Paper No. 218-10
Presentation Time: 9:00 AM-6:30 PM
STORM HYSTERESIS AS IN INDICATOR OF MATRIX FLOW PATHS IN A CONDUIT-DOMINATED SPRING
BARNA, Joshua1, KELLERMEYER, William
1, HERMAN, Ellen K.
2 and TORAN, Laura
3, (1)Department of Geology, Bucknell University, 1 Dent Drive, Lewisburg, PA 17837, (2)Department of Geology, Bucknell University, Lewisburg, PA 17837, (3)Earth and Environmental Science, Temple University, Philadelphia, PA 19122, jmb085@bucknell.edu
Studying how the chemistry of karst springs reacts to periods of increased discharge can provide insights into how these systems store and transmit water. A new spring classification system updating the classic 1971 work of Shuster and White will be based on these storm responses. Preliminary data show that high frequency storm data yield additional information on recharge and flow patterns. A clockwise hysteresis occurs in water samples taken from Smullton Sinks, a karst spring in Centre County, PA, over the course of rainstorm events. The Mg:Ca ratio plotted against water depth suggests that Mg-rich water stored in the matrix is being forced out by rainfall event water entering the system. This was not expected from Smullton, a conduit spring by Shuster and White’s classification, because low Mg conduit water would be expected to arrive before any matrix water being forced out and into the spring. High Mg:Ca ratios are also indicative of diffuse recharge.

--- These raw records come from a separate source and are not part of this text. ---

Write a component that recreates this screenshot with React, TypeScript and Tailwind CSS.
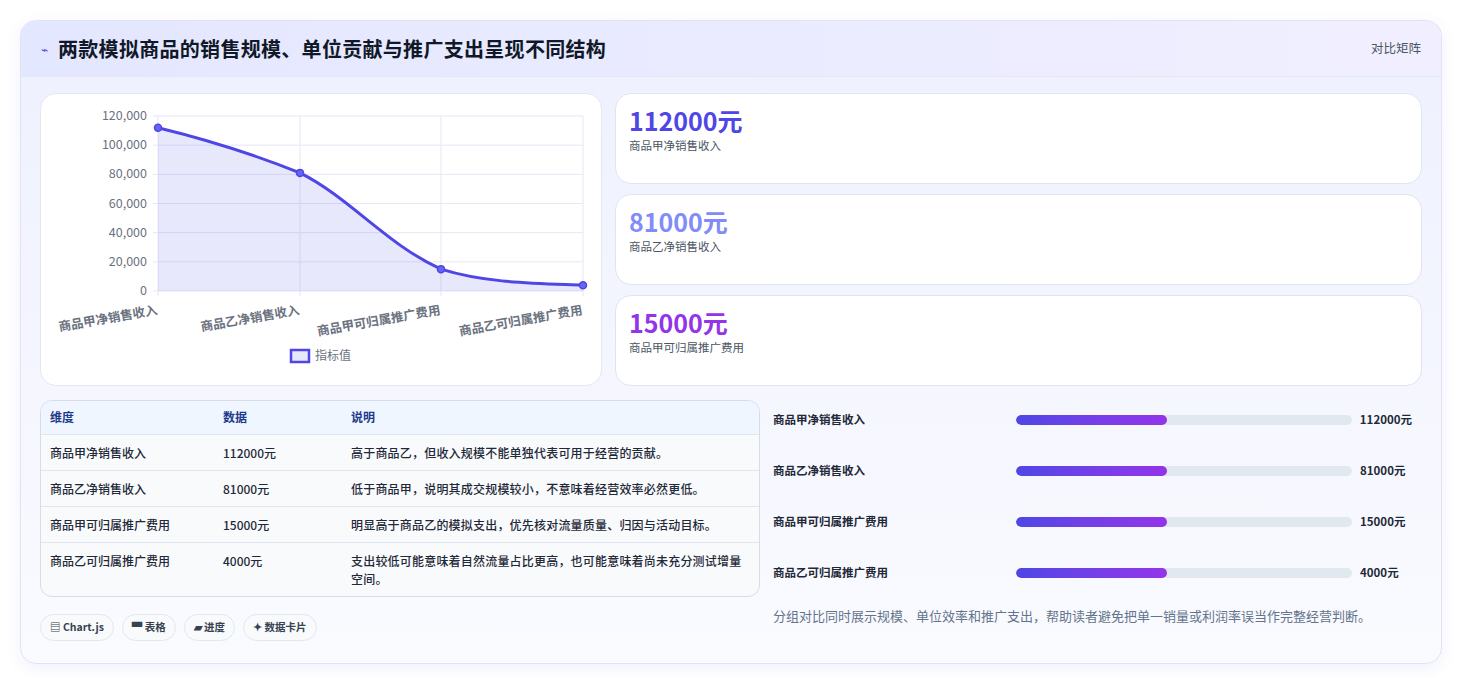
const font = { fontFamily: '"Noto Sans CJK SC", "Noto Sans", sans-serif' };

const metrics = [
  { value: '112000元', label: '商品甲净销售收入', color: 'text-[#4f46e5]' },
  { value: '81000元', label: '商品乙净销售收入', color: 'text-[#818cf8]' },
  { value: '15000元', label: '商品甲可归属推广费用', color: 'text-[#9333ea]' },
];

const rows = [
  ['商品甲净销售收入', '112000元', '高于商品乙，但收入规模不能单独代表可用于经营的贡献。'],
  ['商品乙净销售收入', '81000元', '低于商品甲，说明其成交规模较小，不意味着经营效率必然更低。'],
  ['商品甲可归属推广费用', '15000元', '明显高于商品乙的模拟支出，优先核对流量质量、归因与活动目标。'],
  ['商品乙可归属推广费用', '4000元', '支出较低可能意味着自然流量占比更高，也可能意味着尚未充分测试增量空间。'],
];

const bars = [
  ['商品甲净销售收入', '112000元'],
  ['商品乙净销售收入', '81000元'],
  ['商品甲可归属推广费用', '15000元'],
  ['商品乙可归属推广费用', '4000元'],
];

function Chart() {
  const x = [117, 259, 400, 542];
  const vals = [112000, 81000, 15000, 4000];
  const y = vals.map((v) => 197 - (v / 120000) * 175);
  const ticks = [0, 20000, 40000, 60000, 80000, 100000, 120000];
  const line = `M${x[0]},${y[0]} C${x[0] + 50},${y[0] + 12} ${x[1] - 50},${y[1] - 20} ${x[1]},${y[1]} C${x[1] + 50},${y[1] + 25} ${x[2] - 55},${y[2] - 25} ${x[2]},${y[2]} C${x[2] + 45},${y[2] + 14} ${x[3] - 50},${y[3] - 2} ${x[3]},${y[3]}`;
  return (
    <svg width="561" height="292" className="block">
      {ticks.map((t) => {
        const ty = 197 - (t / 120000) * 175;
        return (
          <g key={t}>
            <line x1="112" x2="542" y1={ty} y2={ty} stroke="#e5e7f5" />
            <text x="106" y={ty + 4} textAnchor="end" fontSize="12.5" fill="#6b7280">
              {t.toLocaleString('en-US')}
            </text>
          </g>
        );
      })}
      {x.map((xx) => (
        <line key={xx} x1={xx} x2={xx} y1="22" y2="202" stroke="#e5e7f5" />
      ))}
      <path d={`${line} L542,197 L117,197 Z`} fill="rgba(99,102,241,0.15)" />
      <path d={line} fill="none" stroke="#4f46e5" strokeWidth="3" />
      {x.map((xx, i) => (
        <circle key={i} cx={xx} cy={y[i]} r="3.5" fill="#6366f1" stroke="#4f46e5" strokeWidth="1.5" />
      ))}
      {['商品甲净销售收入', '商品乙净销售收入', '商品甲可归属推广费用', '商品乙可归属推广费用'].map((l, i) => (
        <text key={l} x={x[i]} y="220" textAnchor="end" fontSize="12.5" fontWeight="600" fill="#6b7280" transform={`rotate(-10 ${x[i]} 220)`}>
          {l}
        </text>
      ))}
      <rect x="250" y="256" width="18" height="12" fill="rgba(99,102,241,0.15)" stroke="#4f46e5" strokeWidth="2.5" />
      <text x="274" y="266" fontSize="12" fill="#6b7280">指标值</text>
    </svg>
  );
}

export default function App() {
  return (
    <div className="min-h-screen bg-white p-[20px]" style={font}>
      <div className="rounded-2xl border border-[#dfe3f3] bg-gradient-to-b from-[#eef0fe] to-[#fafbff] shadow-[0_4px_16px_rgba(79,70,229,0.08)] overflow-hidden">
        <div className="flex items-center justify-between h-[56px] px-[20px] bg-gradient-to-r from-[#e3e7ff] to-[#f1efff] border-b border-[#e5e7f5]">
          <div className="flex items-center gap-[10px]">
            <span className="text-[#4f46e5] text-[12px]">⌁</span>
            <h1 className="text-[20px] font-bold text-[#111827] tracking-[0.3px]">两款模拟商品的销售规模、单位贡献与推广支出呈现不同结构</h1>
          </div>
          <span className="text-[12.5px] text-[#4b5563]">对比矩阵</span>
        </div>
        <div className="px-[19px] pt-[16px] pb-[22px]">
          <div className="flex gap-[13px]">
            <div className="w-[562px] h-[293px] rounded-2xl border border-[#e5e7f0] bg-white overflow-hidden">
              <Chart />
            </div>
            <div className="flex-1 flex flex-col gap-[10px]">
              {metrics.map((m) => (
                <div key={m.value} className="h-[91px] rounded-2xl border border-[#e0e4f0] bg-white px-[13px] pt-[9px]">
                  <div className={`text-[25px] font-bold leading-[34px] ${m.color}`}>{m.value}</div>
                  <div className="text-[11.5px] text-[#4b5563]">{m.label}</div>
                </div>
              ))}
            </div>
          </div>
          <div className="flex gap-[13px] mt-[14px]">
            <div className="w-[720px]">
              <div className="rounded-xl border border-[#d6dce8] overflow-hidden bg-[#f8fafc]">
                <table className="w-full text-[12px] text-[#1f2937] font-medium">
                  <thead>
                    <tr className="bg-[#eff6ff] text-[#1e3a8a] text-left">
                      <th className="font-semibold h-[33px] pl-[9px] w-[182px]">维度</th>
                      <th className="font-semibold w-[128px]">数据</th>
                      <th className="font-semibold">说明</th>
                    </tr>
                  </thead>
                  <tbody>
                    {rows.map((r) => (
                      <tr key={r[0]} className="border-t border-[#dfe5ee] align-top">
                        <td className="pl-[9px] pt-[9px] pb-[8px]">{r[0]}</td>
                        <td className="pt-[9px]">{r[1]}</td>
                        <td className="pt-[9px] pb-[8px] pr-[8px] leading-[18px] tracking-[0.2px]">{r[2]}</td>
                      </tr>
                    ))}
                  </tbody>
                </table>
              </div>
              <div className="flex gap-[8px] mt-[17px]">
                {['▤ Chart.js', '▀ 表格', '▰ 进度', '✦ 数据卡片'].map((c) => (
                  <span key={c} className="h-[27px] px-[9px] flex items-center rounded-full border border-[#e2e6ef] bg-[#f8fafc] text-[10.5px] font-semibold text-[#374151]">
                    {c}
                  </span>
                ))}
              </div>
            </div>
            <div className="flex-1 pr-[10px] -mt-[6px]">
              {bars.map((b) => (
                <div key={b[0]} className="flex items-center h-[51px] text-[11.5px] font-semibold text-[#1f2937]">
                  <div className="w-[243px]">{b[0]}</div>
                  <div className="w-[336px] h-[10px] rounded-full bg-[#e2e8f0] overflow-hidden">
                    <div className="h-full w-[45%] rounded-full bg-gradient-to-r from-[#4f46e5] to-[#9333ea]" />
                  </div>
                  <div className="ml-[8px]">{b[1]}</div>
                </div>
              ))}
              <p className="mt-[8px] text-[13px] text-[#64748b]">分组对比同时展示规模、单位效率和推广支出，帮助读者避免把单一销量或利润率误当作完整经营判断。</p>
            </div>
          </div>
        </div>
      </div>
    </div>
  );
}
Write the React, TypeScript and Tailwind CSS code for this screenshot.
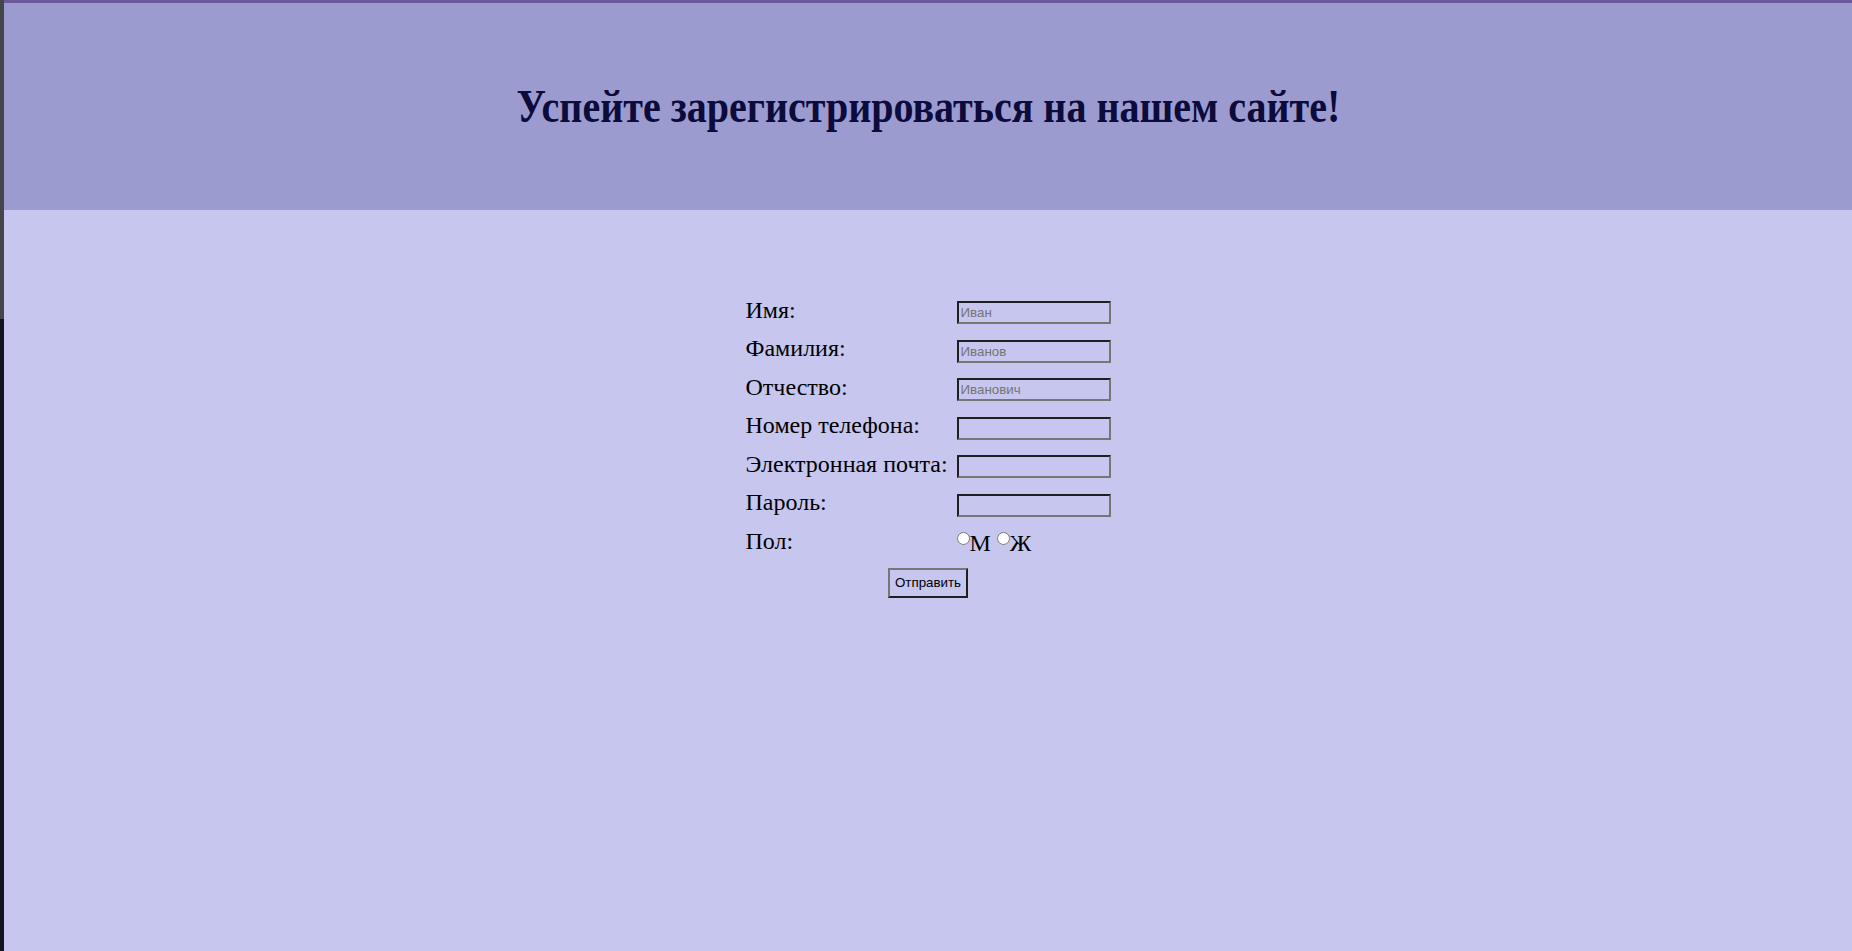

Depth measurements recorded at Smullton, Springhouse, and Weaver springs (all in Centre County, PA) show similar reaction times in response to increased recharge, though Smullton was classified as a conduit spring and Springhouse and Weaver were classified as having predominantly diffuse flow. Therefore, Smullton would be expected to have faster reaction time than Springhouse or Weaver. Increased sampling frequency will allow for springs to be placed more precisely along the continuum stretching from diffuse to conduit flow and from diffuse to focused recharge as will the hysteresis patterns generated by the springs.
Understanding how water flows through karst systems is crucial for water supply and contamination protection. Changes in concentration of dissolved species in spring water over the course of a storm are key to developing a new classification system. This system once developed will be put to use predicting how complex karst environments react to storm events.